La idolatría de los límites

Autor: Viviana Endelman Zapata

 

 

“Hemos sido llamados a la libertad” (Gal. 15,13)


La libertad es un llamado y, por lo tanto, algo posible de vivirse en el amor de Dios. 
No hay que buscarla en otro lado o “empeñarse” en conquistarla. Es querida por Dios y de Él proviene.

¡Cuántas veces nos encontramos empeñados en que Dios “saque” de nosotros aquello que nos molesta! “Sacame lo que me hace sentir esclavo”, insistimos. Y quizás vamos cayendo en un empeño que nos ata a nosotros mismos, que nos tiene pendientes de cuánto sufrimos el límite o no, cuánto nos falta, en qué experimentamos límite, en qué no.. Justamente ahí se encuentra la esclavitud, en la idolatría de los límites, pues dejamos que ocupen un lugar enorme en nosotros. De tanto mirarlos, de tanta agresividad con uno mismo por tenerlos y clamar su inexistencia, los hacemos terreno fácil para el Tentador y sus inspiraciones. Por eso nos agobian y van carcomiendo la esperanza interior.
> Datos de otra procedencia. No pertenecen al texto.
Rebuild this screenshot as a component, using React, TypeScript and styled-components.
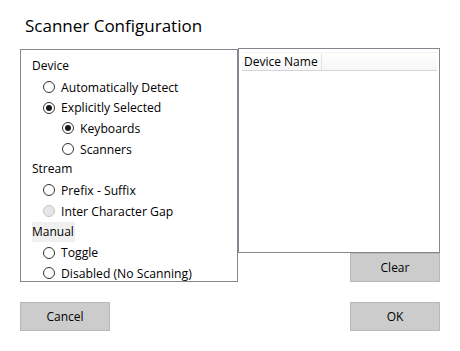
import React from "react";
import styled, { createGlobalStyle } from "styled-components";

const Global = createGlobalStyle`
  html, body { margin: 0; padding: 0; background: #ffffff; }
  body { font-family: "Open Sans", "Noto Sans", sans-serif; color: #000; }
`;

const Window = styled.div`
  width: 460px;
  height: 351px;
  box-sizing: border-box;
  padding: 0 20px 0 20px;
  display: flex;
  flex-direction: column;
  background: #fff;
`;

const Title = styled.div`
  height: 48px;
  box-sizing: border-box;
  padding: 15px 0 0 5px;
  font-size: 17px;
  line-height: 22px;
  color: #000;
`;

const Main = styled.div`
  display: flex;
  align-items: flex-start;
`;

const OptionsPanel = styled.div`
  width: 218px;
  height: 233px;
  flex: none;
  margin-top: 1px;
  box-sizing: border-box;
  border: 1px solid #828790;
  padding: 6px 0 0 11px;
  display: flex;
  flex-direction: column;
  overflow: hidden;
`;

const GroupLabel = styled.div<{ $hover?: boolean }>`
  height: 20.7px;
  flex: none;
  line-height: 20.7px;
  font-size: 12px;
  align-self: flex-start;
  padding-right: 1px;
  background: ${(p) => (p.$hover ? "#f0f0f0" : "transparent")};
`;

const RadioRow = styled.div<{ $level: number }>`
  height: 20.7px;
  flex: none;
  display: flex;
  align-items: center;
  gap: 6px;
  padding-left: ${(p) => p.$level * 19 - 8}px;
  font-size: 12.2px;
`;

const RadioCircle = styled.span<{ $checked?: boolean; $disabled?: boolean }>`
  width: 12px;
  height: 12px;
  box-sizing: border-box;
  border-radius: 50%;
  border: 1px solid ${(p) => (p.$disabled ? "#c4c4c4" : "#333333")};
  background: ${(p) => (p.$disabled ? "#e6e6e6" : "#ffffff")};
  display: flex;
  align-items: center;
  justify-content: center;
  flex: none;
  &::after {
    content: "";
    width: 6px;
    height: 6px;
    border-radius: 50%;
    background: #1a1a1a;
    display: ${(p) => (p.$checked ? "block" : "none")};
  }
`;

const RightColumn = styled.div`
  width: 202px;
  flex: none;
  display: flex;
  flex-direction: column;
  align-items: flex-end;
`;

const ListBox = styled.div`
  width: 202px;
  height: 205px;
  box-sizing: border-box;
  border: 1px solid #828790;
  padding: 3px 2px 0 3px;
`;

const HeaderRow = styled.div`
  display: flex;
  height: 19px;
  box-sizing: border-box;
  border-top: 1px solid #f2f2f2;
  border-bottom: 1px solid #d5d5d5;
  background: linear-gradient(#ffffff, #f6f7f8);
`;

const HeaderCell = styled.div<{ $width?: number }>`
  width: ${(p) => (p.$width ? `${p.$width}px` : "auto")};
  flex: ${(p) => (p.$width ? "none" : "1")};
  box-sizing: border-box;
  border-right: ${(p) => (p.$width ? "1px solid #e3e4e6" : "none")};
  padding-left: 2px;
  font-size: 12px;
  line-height: 17px;
`;

const Button = styled.button`
  width: 90px;
  height: 29px;
  box-sizing: border-box;
  border: 1px solid #b8b8b8;
  background: #cccccc;
  font-family: inherit;
  font-size: 12px;
  color: #000;
  padding: 0;
`;

const Footer = styled.div`
  display: flex;
  justify-content: space-between;
  margin-top: 20px;
`;

type Item =
  | { kind: "label"; text: string; hover?: boolean }
  | { kind: "radio"; text: string; level: number; checked?: boolean; disabled?: boolean };

const items: Item[] = [
  { kind: "label", text: "Device" },
  { kind: "radio", text: "Automatically Detect", level: 1 },
  { kind: "radio", text: "Explicitly Selected", level: 1, checked: true },
  { kind: "radio", text: "Keyboards", level: 2, checked: true },
  { kind: "radio", text: "Scanners", level: 2 },
  { kind: "label", text: "Stream" },
  { kind: "radio", text: "Prefix - Suffix", level: 1 },
  { kind: "radio", text: "Inter Character Gap", level: 1, disabled: true },
  { kind: "label", text: "Manual", hover: true },
  { kind: "radio", text: "Toggle", level: 1 },
  { kind: "radio", text: "Disabled (No Scanning)", level: 1 },
];

export default function App() {
  return (
    <>
      <Global />
      <Window>
        <Title>Scanner Configuration</Title>
        <Main>
          <OptionsPanel>
            {items.map((it) =>
              it.kind === "label" ? (
                <GroupLabel key={it.text} $hover={it.hover}>
                  {it.text}
                </GroupLabel>
              ) : (
                <RadioRow key={it.text} $level={it.level}>
                  <RadioCircle $checked={it.checked} $disabled={it.disabled} />
                  <span>{it.text}</span>
                </RadioRow>
              )
            )}
          </OptionsPanel>
          <RightColumn>
            <ListBox>
              <HeaderRow>
                <HeaderCell $width={80}>Device Name</HeaderCell>
                <HeaderCell />
              </HeaderRow>
            </ListBox>
            <Button>Clear</Button>
          </RightColumn>
        </Main>
        <Footer>
          <Button>Cancel</Button>
          <Button>OK</Button>
        </Footer>
      </Window>
    </>
  );
}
Ahí donde uno está atento y empeñado el Tentador se burla, hace rebelar la naturaleza, poniéndola como enemiga. 

La atadura no es el límite, sino el empeño en vernos liberados de eso que más nos cuesta, buscando libertad en la inexistencia de dificultad. Es un empeño que se mira tanto a sí mismo que solo ve el límite. Es la mirada exigente del amor (del desamor) propio, que se irrita, no tolera el error, es impaciente, severo con uno mismo, no tiene misericordia, no tolera la miseria. 
La libertad no está donde no hay miseria, límites y dificultad; está donde está el amor, donde puedo amarme con el amor de Dios y buscarlo a Él por sobre todas las cosas. Y cuántas veces buscamos más la libertad, como perfección egocéntrica, que al mismo Señor. Eso es buscar por el lugar equivocado. Porque la libertad tiene su alimento en el amor de Dios.
El llamado de Dios a la libertad pasa por descubrirse amado por Él y sostenido desde su presencia, por la humildad, por el despojo, la desapropiación, por mirar más allá, por la misericordia con uno mismo, el abandono al amor, por dejar a Dios que sea Padre, por vivir como hijos y no como esclavos de lo que no nos sale. 
Dios nos invita a desarrollar, a madurar lo que puso en nuestro corazón como bienes para ofrecer. Quedarse enredado, detenido, concentrado en la aspiración de un yo ilimitado es como ese “no puedo” del Joven Rico al recibir el llamado de Jesús, un “no puedo” del cual hacemos depender la entrega de la vida. Es el “pero” en el camino de la santidad, que no termina de creerle a Dios, que absolutiza las limitaciones haciendo que se hagan cada vez más pesadas, hasta absorbernos. Empieza a pasar todo por ahí y finalmente el empeño nos hace esclavos. Se experimenta la amargura, el desgano, y no se madura en la entrega. 
Ante esta realidad de nuestro camino, nos tendríamos que preguntar, de cara a Dios: ¿Busco la libertad porque la necesito para mí? ¿No se ha vuelto eso más importante que donar la vida cueste lo que cueste? ¿Qué busco más que al Señor mismo? ¿En qué estoy más empeñado? ¿Voy detrás de mí mismo, de lo que puedo y lo que no? ¿Qué me exijo para aceptarme y amarme? ¿Cómo me pido ser? ¿Cómo espero ser para entregarme? ¿Amo la vida recibida del Señor, o la “padezco”? ¿Qué estoy haciendo con esa vida que he recibido? ¿Vivo, amo, con mis límites, o esos límites acaparan mi sentir, teniéndome pendiente, distrayéndome del horizonte, aplastándome?

Atarse a los límites es ir muriendo a la fe en el poder de Dios. Esta es la esclavitud más profunda: dejar de mirarlo a Él. Mientras no desaparezca la obsesión, la intolerancia, el juicio severo respecto a lo que no puedo, seguiré siendo esclavo, seguiré sin creerle plenamente a Dios, que si me llama hoy es porque hoy es posible responderle. Él llama a vivir, no a la frustración. La frustración viene justamente si me guardo algo para mí, si vivo más pendiente de mis límites que de lo que Dios quiere y me da para ello.
El verdadero camino de la liberación empieza por darle las riendas al Señor, dejarlo transformar a su manera, confiarse a esa manera, aceptarla, amarla. Amarlo a Él. Desde este amor, la miseria no será un camino de esclavitud sino de redención.